We sat there together for more than two hours, and eventually everyone relaxed and one of the daughters told me about her mother, the flowers she grew and the dresses she sewed and the meals she cooked. After the mother’s heart stopped but before the breathing machine was turned off, her children left the room. I told them I would stay until she had passed. In her final moments and just after, I put my hand on her forehead and told her all was well, and that she was very loved. After she was gone, I said, “Rest in peace,” and at the doorway, I bowed to her.
We have a template we use for chart notes, where we fill in various pieces of requested information. I deleted most of the template, and entered the names of the patient’s daughters and their husbands. I referred to the patient by name instead of as “pt” and I typed in what her daughter had told me about her, so that my note could be a small memorial.
At this point, I was even more sure I’d made a terrible mistake regarding TWMC.
I went to the apartment where we on-call chaplains stay, where I have never gotten a page later than 5 p.m., and at 7:40 p.m., just as I was thanking the pizza delivery guy, a page came in: a patient was actively dying at another campus and his wife wanted a priest.
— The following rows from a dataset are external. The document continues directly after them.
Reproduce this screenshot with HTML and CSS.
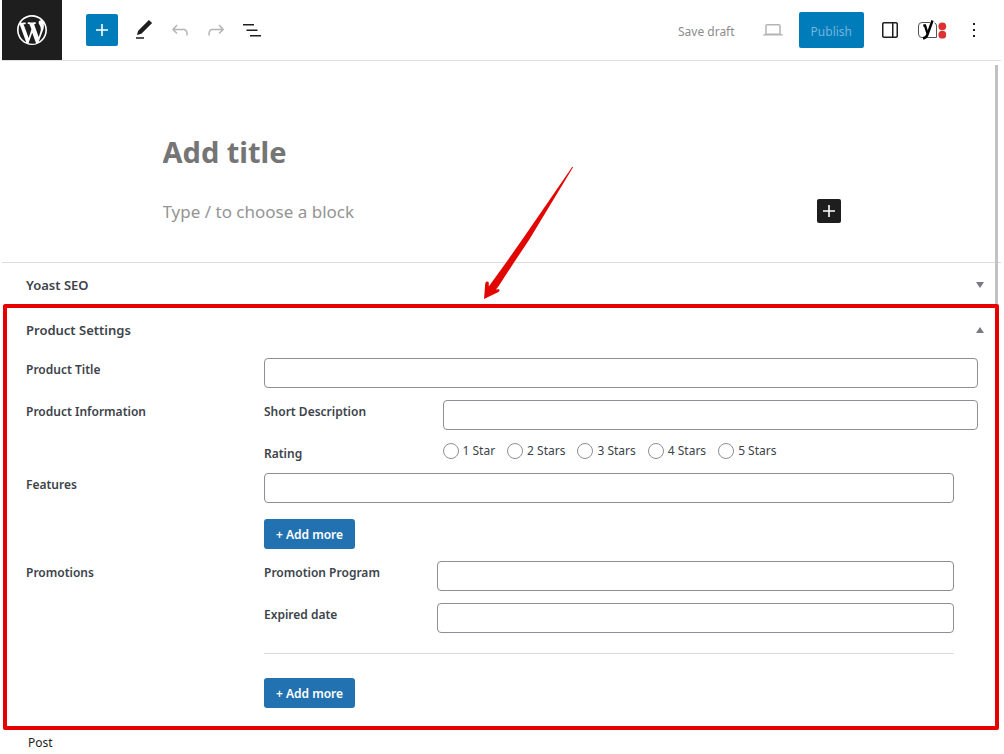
FILE: index.html
```html
<!DOCTYPE html>
<html lang="en">
<head>
  <meta charset="UTF-8">
  <meta name="viewport" content="width=device-width, initial-scale=1">
  <title>Add New Post</title>
  <link rel="stylesheet" href="styles.css">
</head>
<body>

  <!-- Toolbar -->
  <header class="toolbar">
    <a href="#" class="wp-logo" aria-label="View Posts">
      <svg width="36" height="36" viewBox="-2 -2 24 24"><path d="M20 10c0-5.51-4.49-10-10-10C4.48 0 0 4.49 0 10c0 5.52 4.48 10 10 10 5.51 0 10-4.48 10-10zM7.78 15.37L4.37 6.22c.55-.02 1.17-.08 1.17-.08.5-.06.44-1.13-.06-1.11 0 0-1.45.11-2.37.11-.18 0-.37 0-.58-.01C4.12 2.69 6.87 1.11 10 1.11c2.33 0 4.45.87 6.05 2.34-.68-.11-1.65.39-1.65 1.58 0 .74.45 1.36.9 2.1.35.61.55 1.36.55 2.46 0 1.49-1.4 5-1.4 5l-3.03-8.37c.54-.02.82-.17.82-.17.5-.05.44-1.25-.06-1.22 0 0-1.44.12-2.38.12-.87 0-2.33-.12-2.33-.12-.5-.03-.56 1.2-.06 1.22l.92.08 1.26 3.41zM17.41 10c.24-.64.74-1.87.43-4.25.7 1.29 1.05 2.71 1.05 4.25 0 3.29-1.73 6.24-4.4 7.78.97-2.59 1.94-5.2 2.92-7.78zM6.1 18.09C3.12 16.65 1.11 13.53 1.11 10c0-1.3.23-2.48.72-3.59C3.25 10.3 4.67 14.2 6.1 18.09zM10.13 11.79l2.58 6.98c-.86.29-1.76.45-2.71.45-.79 0-1.57-.11-2.29-.33.81-2.38 1.62-4.74 2.42-7.1z"/></svg>
    </a>

    <div class="tools">
      <button class="inserter" aria-label="Toggle block inserter">
        <svg width="24" height="24" viewBox="0 0 24 24"><path d="M18 11.2h-5.2V6h-1.6v5.2H6v1.6h5.2V18h1.6v-5.2H18z"/></svg>
      </button>
      <button class="icon-btn" aria-label="Tools">
        <svg width="24" height="24" viewBox="0 0 24 24"><path d="M20.1 5.1L16.9 2 6.2 12.7l-1.3 4.4 4.5-1.3L20.1 5.1zM4 20.8h8v-1.5H4v1.5z"/></svg>
      </button>
      <button class="icon-btn" aria-label="Undo" disabled>
        <svg width="24" height="24" viewBox="0 0 24 24"><path d="M18.3 11.7c-.6-.6-1.4-.9-2.3-.9H6.7l2.9-3.3-1.1-1-4.5 5L8.5 16l1-1-2.7-2.7H16c.5 0 .9.2 1.3.5 1 1 1 3.4 1 4.5v.3h1.5v-.2c0-1.5 0-4.3-1.5-5.7z"/></svg>
      </button>
      <button class="icon-btn" aria-label="Redo" disabled>
        <svg width="24" height="24" viewBox="0 0 24 24"><path d="M15.6 6.5l-1.1 1 2.9 3.3H8c-.9 0-1.7.3-2.3.9-1.4 1.5-1.4 4.2-1.4 5.6v.2h1.5v-.3c0-1.1 0-3.5 1-4.5.3-.3.7-.5 1.3-.5h9.2L14.5 15l1.1 1.1 4.6-4.6-4.6-5z"/></svg>
      </button>
      <button class="icon-btn" aria-label="List view">
        <svg width="24" height="24" viewBox="0 0 24 24"><path d="M3 6h11v1.5H3V6zm3.5 5.5h11V13h-11v-1.5zM21 17H10v1.5h11V17z"/></svg>
      </button>
    </div>

    <div class="settings">
      <button class="save-draft" disabled>Save draft</button>
      <button class="icon-btn" aria-label="Preview" disabled>
        <svg width="24" height="24" viewBox="0 0 24 24"><path d="M20.5 16h-.7V8c0-1.1-.9-2-2-2H6.2c-1.1 0-2 .9-2 2v8h-.7c-.8 0-1.5.7-1.5 1.5h20c0-.8-.7-1.5-1.5-1.5zM5.7 8c0-.3.2-.5.5-.5h11.6c.3 0 .5.2.5.5v7.6H5.7V8z"/></svg>
      </button>
      <button class="publish" disabled>Publish</button>
      <button class="icon-btn" aria-label="Settings">
        <svg width="24" height="24" viewBox="0 0 24 24"><path d="M18 4H6c-1.1 0-2 .9-2 2v12c0 1.1.9 2 2 2h12c1.1 0 2-.9 2-2V6c0-1.1-.9-2-2-2zm-4 14.5H6c-.3 0-.5-.2-.5-.5V6c0-.3.2-.5.5-.5h8v13zm4.5-.5c0 .3-.2.5-.5.5h-2.5v-13H18c.3 0 .5.2.5.5v12z"/></svg>
      </button>
      <button class="yoast-btn" aria-label="Yoast SEO">
        <svg width="32" height="24" viewBox="0 0 32 24">
          <path d="M14 4.500H6Q2.500 4.500 2.500 8v8Q2.500 19.500 6 19.500h1M11 19.500h9.500V8Q20.500 5.500 18.500 4.800" fill="none" stroke="#555" stroke-width="1"/>
          <path d="M7.300 7.500H9l2.500 8" fill="none" stroke="#000" stroke-width="2.400"/>
          <path d="M16.500 2.500L11.500 16.500q-1.300 3.700-4.500 3.700" fill="none" stroke="#000" stroke-width="2.400"/>
          <circle cx="26.300" cy="8.300" r="3.900" fill="#dc3232"/>
          <circle cx="26.300" cy="16.700" r="3.900" fill="#dc3232"/>
        </svg>
      </button>
      <button class="icon-btn" aria-label="Options">
        <svg width="24" height="24" viewBox="0 0 24 24"><path d="M13 19h-2v-2h2v2zm0-6h-2v-2h2v2zm0-6h-2V5h2v2z"/></svg>
      </button>
    </div>
  </header>

  <main class="editor">
    <div class="scrollbar"></div>

    <!-- Writing area -->
    <section class="canvas">
      <div class="canvas-inner">
        <input class="post-title" type="text" placeholder="Add title" aria-label="Add title">
        <div class="block-row">
          <input class="block-input" type="text" placeholder="Type / to choose a block" aria-label="Add default block">
          <button class="add-block" aria-label="Add block">
            <svg width="24" height="24" viewBox="0 0 24 24"><path d="M18 11.2h-5.2V6h-1.6v5.2H6v1.6h5.2V18h1.6v-5.2H18z"/></svg>
          </button>
        </div>
      </div>
    </section>

    <!-- Yoast SEO meta box -->
    <section class="metabox">
      <h2>Yoast SEO</h2>
      <button class="toggle" aria-label="Open Yoast SEO">
        <svg width="8" height="6" viewBox="0 0 8 6"><path d="M0 0h8L4 6z"/></svg>
      </button>
    </section>
  </main>

  <!-- Product Settings meta box -->
  <section class="highlight">
    <svg class="pointer" width="92" height="134" viewBox="0 0 92 134"><path d="M90.500-.5L46 73 30 97 16 118.500 13 122.500l3-.3q1.500 1.300-.5 2.800L1 132 2.300 116q1.700-2.500 3.500-.5V119.500L9 115l14.500-20L41 70 89.500-.5z"/></svg>

    <div class="metabox-head">
      <h2>Product Settings</h2>
      <button class="toggle" aria-label="Close Product Settings">
        <svg width="8" height="6" viewBox="0 0 8 6"><path d="M0 6h8L4 0z"/></svg>
      </button>
    </div>

    <form class="fields">
      <div class="field">
        <label for="product-title">Product Title</label>
        <input type="text" id="product-title">
      </div>

      <div class="field">
        <span class="label">Product Information</span>
        <div class="group">
          <div class="field">
            <label for="short-desc">Short Description</label>
            <input type="text" id="short-desc">
          </div>
          <div class="field">
            <span class="label" id="rating-label">Rating</span>
            <div class="stars" role="radiogroup" aria-labelledby="rating-label">
              <label><input type="radio" name="rating">1 Star</label>
              <label><input type="radio" name="rating">2 Stars</label>
              <label><input type="radio" name="rating">3 Stars</label>
              <label><input type="radio" name="rating">4 Stars</label>
              <label><input type="radio" name="rating">5 Stars</label>
            </div>
          </div>
        </div>
      </div>

      <div class="field">
        <label for="features">Features</label>
        <div class="clones">
          <input type="text" id="features">
          <button type="button" class="add-more">+ Add more</button>
        </div>
      </div>

      <div class="field">
        <span class="label">Promotions</span>
        <div class="clones">
          <div class="group promo">
            <div class="field">
              <label for="program">Promotion Program</label>
              <input type="text" id="program">
            </div>
            <div class="field">
              <label for="expired">Expired date</label>
              <input type="text" id="expired">
            </div>
          </div>
          <button type="button" class="add-more">+ Add more</button>
        </div>
      </div>
    </form>
  </section>

  <footer class="breadcrumb">Post</footer>

</body>
</html>
```

FILE: styles.css
```css
/* RESET */
* {
  margin: 0;
  padding: 0;
  box-sizing: border-box;
}

body {
  background: #fff;
  color: #3c434a;
  font-family: 'Noto Sans', 'Open Sans', sans-serif;
  font-size: 12px;
  padding: 0 3px 0 2px;
}

button,
input {
  font: inherit;
}

button {
  display: flex;
  align-items: center;
  justify-content: center;
  flex: none;
  border: none;
  background: none;
  color: #1e1e1e;
  cursor: pointer;
}

svg {
  display: block;
  fill: currentColor;
}

/* TOOLBAR */
.toolbar {
  display: flex;
  align-items: center;
  border-bottom: 1px solid #e0e0e0;
}

.wp-logo {
  display: flex;
  align-items: center;
  justify-content: center;
  width: 60px;
  height: 60px;
  background: #1e1e1e;
  color: #fff;
}

.tools {
  display: flex;
  align-items: center;
  margin-left: 24px;
}

.inserter {
  width: 32px;
  height: 32px;
  margin-right: 8px;
  border-radius: 2px;
  background: #007cba;
  color: #fff;
}

.icon-btn {
  width: 36px;
  height: 36px;
}

.icon-btn:disabled {
  color: #b4b4b4;
}

.settings {
  display: flex;
  align-items: center;
  gap: 8px;
  margin-left: auto;
  padding-right: 9px;
}

.save-draft,
.publish {
  height: 36px;
  padding: 2px 12px 0;
}

.save-draft {
  color: #8c8c8c;
}

.publish {
  border-radius: 2px;
  background: #007cba;
  color: #72b6da;
}

.yoast-btn {
  width: 32px;
  height: 36px;
}

/* WRITING AREA */
.editor {
  position: relative;
}

.scrollbar {
  position: absolute;
  top: 4px;
  right: 3px;
  bottom: 0;
  width: 3px;
  background: #c1c1c1;
}

.canvas {
  padding: 68px 16px 37px;
}

.canvas-inner {
  max-width: 678px;
  margin: 0 auto;
}

.canvas input {
  display: block;
  width: 100%;
  border: none;
  outline: none;
  background: none;
}

.post-title {
  height: 44px;
  font-size: 29px;
  font-weight: 700;
}

.post-title::placeholder {
  color: #757575;
}

.block-row {
  display: flex;
  align-items: center;
  margin-top: 24px;
}

.block-input {
  height: 28px;
  font-size: 17px;
}

.block-input::placeholder {
  color: #949494;
}

.add-block {
  width: 24px;
  height: 24px;
  border-radius: 2px;
  background: #1e1e1e;
  color: #fff;
}

/* META BOXES */
.metabox,
.metabox-head {
  display: flex;
  align-items: center;
  justify-content: space-between;
}

.metabox {
  height: 42px;
  padding: 2px 17px 0 24px;
  border-top: 1px solid #dcdcdc;
}

h2 {
  font-size: 13px;
  font-weight: 600;
}

.toggle {
  width: 8px;
  height: 20px;
  color: #787c82;
}

.highlight {
  position: relative;
  margin: 0 2px 0 1px;
  padding: 0 17px 18px 19px;
  border: 4px solid #e60000;
  border-radius: 2px;
}

.highlight .metabox-head {
  height: 44px;
  margin-bottom: 6px;
}

.highlight .toggle {
  margin-right: -6px;
}

.pointer {
  position: absolute;
  left: 476px;
  top: -141px;
  fill: #e10600;
}

/* FIELDS */
.fields,
.group {
  display: flex;
  flex-direction: column;
  gap: 12px;
}

.field {
  display: grid;
  grid-template-columns: minmax(0, 1fr) minmax(0, 3fr);
  align-items: start;
}

.field > label,
.label {
  padding-top: 5px;
  line-height: 14px;
  font-weight: 600;
}

input[type="text"] {
  width: 100%;
}

.fields input[type="text"] {
  height: 30px;
  padding: 0 8px;
  border: 1px solid #8c8f94;
  border-radius: 4px;
}

.stars {
  display: flex;
  gap: 12px;
}

.stars label {
  display: flex;
  align-items: center;
  gap: 4px;
  line-height: 18px;
}

.stars input {
  appearance: none;
  width: 16px;
  height: 16px;
  border: 1px solid #8c8f94;
  border-radius: 50%;
  background: #fff;
}

.clones {
  padding-right: 24px;
}

.add-more {
  height: 30px;
  margin-top: 16px;
  padding: 0 12px;
  border-radius: 3px;
  background: #2271b1;
  color: #fff;
  font-weight: 600;
}

.promo {
  padding-bottom: 20px;
  border-bottom: 1px solid #dcdcde;
}

.promo + .add-more {
  margin-top: 24px;
}

/* FOOTER */
.breadcrumb {
  padding: 5px 26px 0;
  color: #1e1e1e;
  line-height: 16px;
}
```
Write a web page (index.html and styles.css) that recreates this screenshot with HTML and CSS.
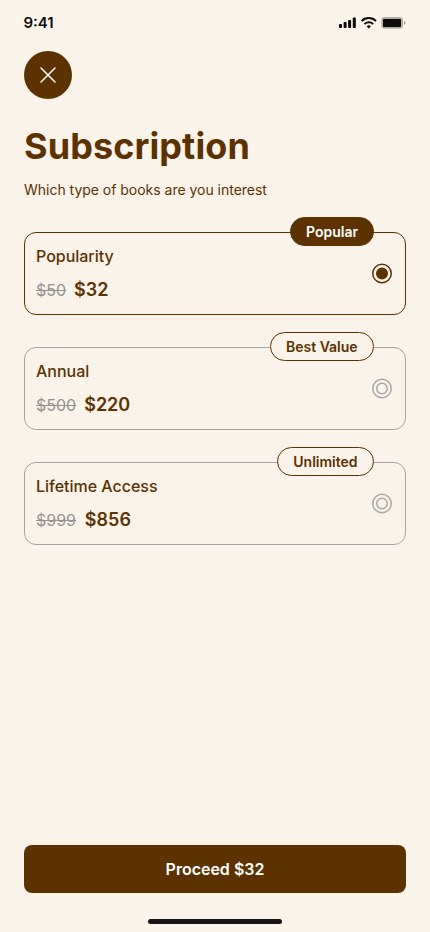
FILE: index.html
```html
<!DOCTYPE html>
<html lang="en">
<head>
<meta charset="utf-8">
<title>Subscription</title>
<link rel="stylesheet" href="styles.css">
</head>
<body>
<div class="screen">
  <header class="status">
    <span class="time">9:41</span>
    <svg class="status-icons" width="68" height="14" viewBox="0 0 68 14">
      <g fill="#0b0b0b">
        <rect x="1" y="8" width="3" height="4" rx=".8"/>
        <rect x="5.6" y="6" width="3" height="6" rx=".8"/>
        <rect x="10.1" y="4" width="3" height="8" rx=".8"/>
        <rect x="14.8" y="1.4" width="3" height="10.6" rx=".8"/>
      </g>
      <g fill="none" stroke="#0b0b0b" stroke-width="2">
        <path d="M23.6 5.1a10.2 10.2 0 0 1 14.4 0"/>
        <path d="M26.5 8.1a6.1 6.1 0 0 1 8.6 0"/>
      </g>
      <path d="M28.7 10.2a3 3 0 0 1 4.2 0L30.8 12.4z" fill="#0b0b0b"/>
      <rect x="43.4" y="1.1" width="21.6" height="11.6" rx="3.4" fill="#0b0b0b" fill-opacity=".3"/>
      <rect x="45" y="3" width="18" height="8" rx="1" fill="#0b0b0b"/>
      <path d="M66 5v4q1.5-.6 1.5-2T66 5z" fill="#0b0b0b" fill-opacity=".35"/>
    </svg>
  </header>
  <button class="close" aria-label="Close">
    <svg width="24" height="24" viewBox="0 0 24 24"><path d="M5 5l14 14M19 5L5 19" fill="none" stroke="#fff" stroke-width="1.5" stroke-linecap="round"/></svg>
  </button>
  <h1>Subscription</h1>
  <p class="subtitle">Which type of books are you interest</p>
  <main class="plans">
    <section class="plan selected">
      <span class="badge">Popular</span>
      <div>
        <h2>Popularity</h2>
        <div class="prices"><del>$50</del><strong>$32</strong></div>
      </div>
      <svg class="radio" viewBox="0 0 20 21"><circle cx="10" cy="10.5" r="9.25"/><circle class="dot" cx="10" cy="10.5" r="5.25"/></svg>
    </section>
    <section class="plan">
      <span class="badge">Best Value</span>
      <div>
        <h2>Annual</h2>
        <div class="prices"><del>$500</del><strong>$220</strong></div>
      </div>
      <svg class="radio" viewBox="0 0 20 21"><circle cx="10" cy="10.5" r="9.25"/><circle class="dot" cx="10" cy="10.5" r="5.25"/></svg>
    </section>
    <section class="plan">
      <span class="badge">Unlimited</span>
      <div>
        <h2>Lifetime Access</h2>
        <div class="prices"><del>$999</del><strong>$856</strong></div>
      </div>
      <svg class="radio" viewBox="0 0 20 21"><circle cx="10" cy="10.5" r="9.25"/><circle class="dot" cx="10" cy="10.5" r="5.25"/></svg>
    </section>
  </main>
  <button class="proceed">Proceed $32</button>
  <div class="home"></div>
</div>
</body>
</html>
```
FILE: styles.css
```css
* { box-sizing: border-box; }
body {
  margin: 0;
  background: #faf3ea;
  color: #5b3200;
  font-family: Inter, "Liberation Sans", sans-serif;
}
.screen {
  height: 932px;
  padding: 0 24px;
  display: flex;
  flex-direction: column;
  overflow: hidden;
}
.status {
  height: 51px;
  padding-top: 12px;
  display: flex;
  justify-content: space-between;
  align-items: flex-start;
}
.time {
  color: #0b0b0b;
  font-size: 15px;
  font-weight: 600;
  line-height: 22px;
  margin-left: -0.6px;
}
.status-icons { margin-top: 4px; }
button {
  border: 0;
  padding: 0;
  font: inherit;
  color: #fff;
  background: #5b3200;
}
.close {
  width: 48px;
  height: 48px;
  border-radius: 50%;
  display: grid;
  place-items: center;
}
h1 {
  margin: 24px 0 0;
  font-size: 36px;
  font-weight: 700;
  line-height: 46px;
  letter-spacing: 0.09px;
}
.subtitle {
  margin: 10px 0 0;
  font-size: 14px;
  line-height: 22px;
  letter-spacing: -0.02px;
}
.plans {
  margin-top: 31px;
  display: flex;
  flex-direction: column;
  gap: 32px;
}
.plan {
  position: relative;
  height: 83px;
  padding: 11px 13px 0 11px;
  border: 1px solid #a3a3a3;
  border-radius: 12px;
  display: flex;
  justify-content: space-between;
}
.plan.selected { border-color: #5b3200; }
.badge {
  position: absolute;
  top: -16px;
  right: 31px;
  height: 29px;
  padding: 0 15.4px;
  border: 1px solid #5b3200;
  border-radius: 15px;
  background: #faf3ea;
  font-size: 14px;
  font-weight: 600;
  line-height: 28px;
}
.selected .badge { padding: 0 15px; background: #5b3200; color: #fff; }
h2 {
  margin: 0;
  font-size: 16px;
  font-weight: 500;
  line-height: 24px;
  letter-spacing: -0.02px;
}
.prices {
  margin-top: 9px;
  display: flex;
  align-items: center;
  gap: 8px;
  line-height: 26px;
}
.prices del { color: #929292; font-size: 16px; }
.prices strong { font-size: 18px; font-weight: 600; }
.plan:last-child .prices { gap: 8.8px; }
.radio {
  width: 20px;
  height: 21px;
  margin-top: 19px;
  fill: none;
  stroke: #a8a8a8;
  stroke-width: 1.5;
}
.selected .radio { stroke: #5b3200; }
.selected .dot { fill: #5b3200; }
.proceed {
  margin-top: auto;
  height: 48px;
  flex: none;
  border-radius: 8px;
  font-size: 16px;
  font-weight: 600;
}
.home {
  width: 134px;
  height: 5px;
  flex: none;
  margin: 26px auto 8px;
  border-radius: 3px;
  background: #17141a;
}
```
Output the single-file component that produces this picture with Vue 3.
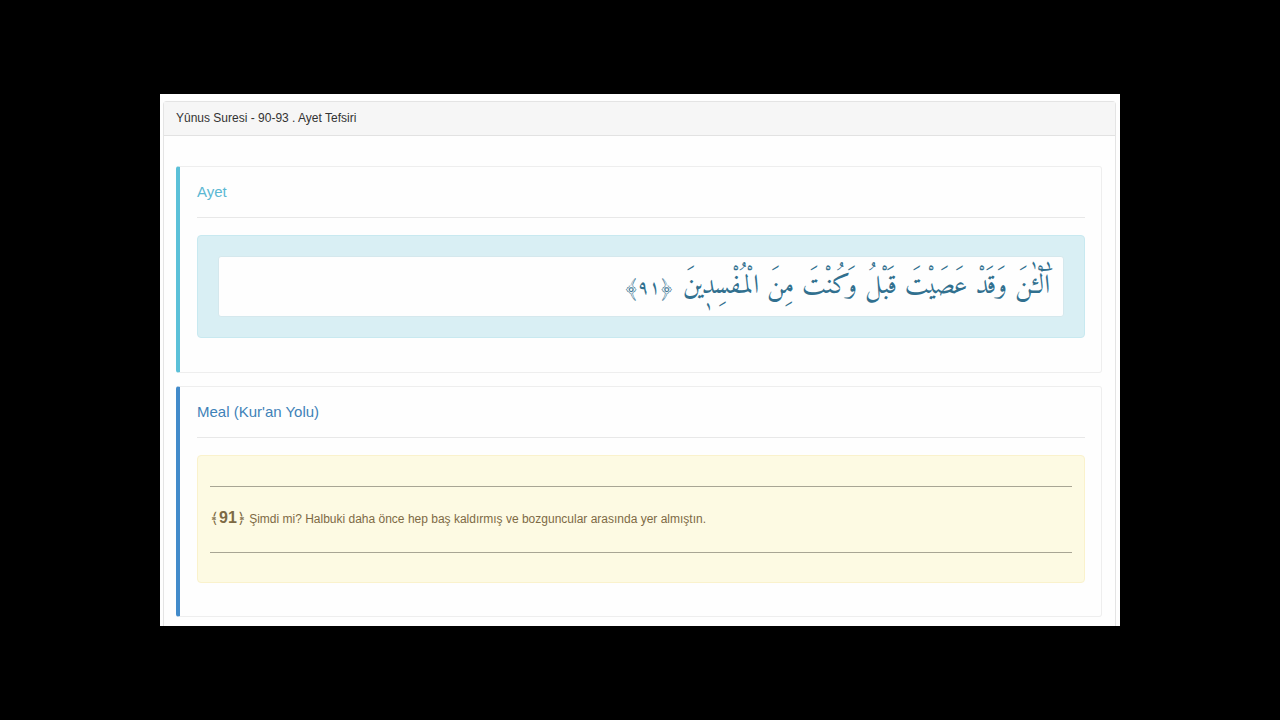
<script setup>
const title = 'Yûnus Suresi - 90-93 . Ayet Tefsiri'
const verse = 'آٰلْـٰٔنَ وَقَدْ عَصَيْتَ قَبْلُ وَكُنْتَ مِنَ الْمُفْسِدٖينَ'
const verseNumber = '﴿٩١﴾'
const meal = 'Şimdi mi? Halbuki daha önce hep baş kaldırmış ve bozguncular arasında yer almıştın.'
</script>

<template>
  <div class="stage">
    <main class="page">
      <article class="panel">
        <header class="panel-heading">{{ title }}</header>
        <div class="panel-body">
          <section class="callout callout-info">
            <h4>Ayet</h4>
            <hr />
            <div class="alert alert-info">
              <p class="verse" lang="ar" dir="rtl">{{ verse }} <span class="verse-number">{{ verseNumber }}</span></p>
            </div>
          </section>
          <section class="callout callout-primary">
            <h4>Meal (Kur'an Yolu)</h4>
            <hr />
            <div class="alert alert-warning">
              <hr />
              <p class="meal"><strong><span class="ornate">﴾</span>91<span class="ornate">﴿</span></strong> {{ meal }}</p>
              <hr />
            </div>
          </section>
        </div>
      </article>
    </main>
  </div>
</template>

<style>
body {
  margin: 0;
  background: #000;
}
</style>

<style scoped>
.stage {
  box-sizing: border-box;
  min-height: 100vh;
  display: flex;
  align-items: center;
  justify-content: center;
  background: #000;
  font-family: "Liberation Sans", Arial, sans-serif;
}
.page {
  box-sizing: border-box;
  width: 75%;
  padding: 7px 4px 0 3px;
  background: #fefefe;
}
.panel {
  border: 1px solid #e4e4e4;
  border-bottom: 0;
  border-radius: 4px 4px 0 0;
}
.panel-heading {
  padding: 8px 12px;
  border-bottom: 1px solid #e2e2e2;
  background: #f6f6f6;
  color: #333;
  font-size: 12px;
  line-height: 17px;
}
.panel-body {
  padding: 30px 13px 9px 12px;
}
.callout {
  padding: 16px 16px 34px 17px;
  border: 1px solid #eee;
  border-left-width: 4px;
  border-radius: 3px;
}
.callout + .callout {
  margin-top: 13px;
}
.callout-info {
  border-left-color: #5bc0d8;
}
.callout-primary {
  padding-bottom: 33px;
  border-left-color: #428bca;
}
h4 {
  margin: 0;
  font-size: 15px;
  font-weight: 400;
  line-height: 17px;
}
.callout-info h4 {
  color: #5bb8d3;
}
.callout-primary h4 {
  color: #3f82b8;
}
hr {
  margin: 17px 0;
  border: 0;
  border-top: 1px solid #e8e8e8;
}
.alert {
  border: 1px solid;
  border-radius: 4px;
}
.alert-info {
  padding: 20px;
  background: #d9eff4;
  border-color: #c8e9f0;
}
.verse {
  margin: 0;
  padding: 0 13px;
  border: 1px solid #d5e8ed;
  border-radius: 3px;
  background: #fefefe;
  color: #31708f;
  font-family: "Amiri", "Scheherazade New", "Noto Naskh Arabic", "DejaVu Sans", serif;
  font-size: 27px;
  line-height: 59px;
}
.verse-number {
  font-size: 20px;
  line-height: 1;
}
.alert-warning {
  padding: 13px 12px 12px;
  background: #fdfae3;
  border-color: #faf2cc;
}
.alert-warning hr {
  border-color: #a8a594;
}
.meal {
  margin: 0;
  color: #7d6a45;
  font-size: 12px;
  line-height: 31px;
}
.meal strong {
  font-size: 16px;
  line-height: 1;
}
.ornate {
  font-family: "DejaVu Sans Condensed", "DejaVu Sans", sans-serif;
  font-size: 15px;
  font-weight: 400;
}
</style>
I spoke with the wife on the phone and found it difficult to explain, in my limited Spanish, that since her husband wasn’t Catholic and therefore not in need of any sacrament, we couldn’t ask a priest to come. She was Catholic and just wanted to talk to a priest. For that, we have on-call chaplains, but this particular on-call chaplain was about to scarf down an entire pizza and was thus disinclined to serve. The woman was under the impression that I myself am a priest: “Are you a father?” (Hmmph.)
I told her I would call her back and called the nurse to ask if there was a staff member around who could translate for us. The nurse said there wasn’t, but that the woman’s son should be able to do that. I said it was fine to give him my cell phone number, but never heard from him. I rationalized that if they really needed me, they would have called, but I definitely felt guilty. I should have just gotten in a cab and gone over there. (I found out the next day that the patient died about 20 minutes after his wife and I spoke. She sounded remarkably composed, another reason I didn’t rush to her side.)
Don’t worry, I didn’t go unpunished for this. At 9:35, just after I’d gotten in bed, yet another page came in, again from a different campus. A family had gotten the news that their loved one was going to die and wanted a chaplain to come. It didn’t sound as if the patient was actively dying, so I called Samantha to see if we still go in that case: yes. So I got in a cab and headed over there, at this point past compassion fatigue and into active hostility. In the woman’s room, all hard feelings forgotten, I offered a prayer, which was pronounced “beautiful” by one of the 10 family members present.
My cab driver on the way back was born in 1944 and didn’t go in for pot smoking and all that in the 1960s; he was a boxer. Later he traveled with bands as a roadie: Santana, Journey, Natalie Cole. I told him my very first concert was The Spinners, with Natalie Cole, at the Bowen Field House at Eastern Michigan University in Ypsilanti in 1976, when I was 14. “That was me!” he said.
Yes, my decision regarding TWMC was correct. I will take the long way to whatever the destination turns out to be.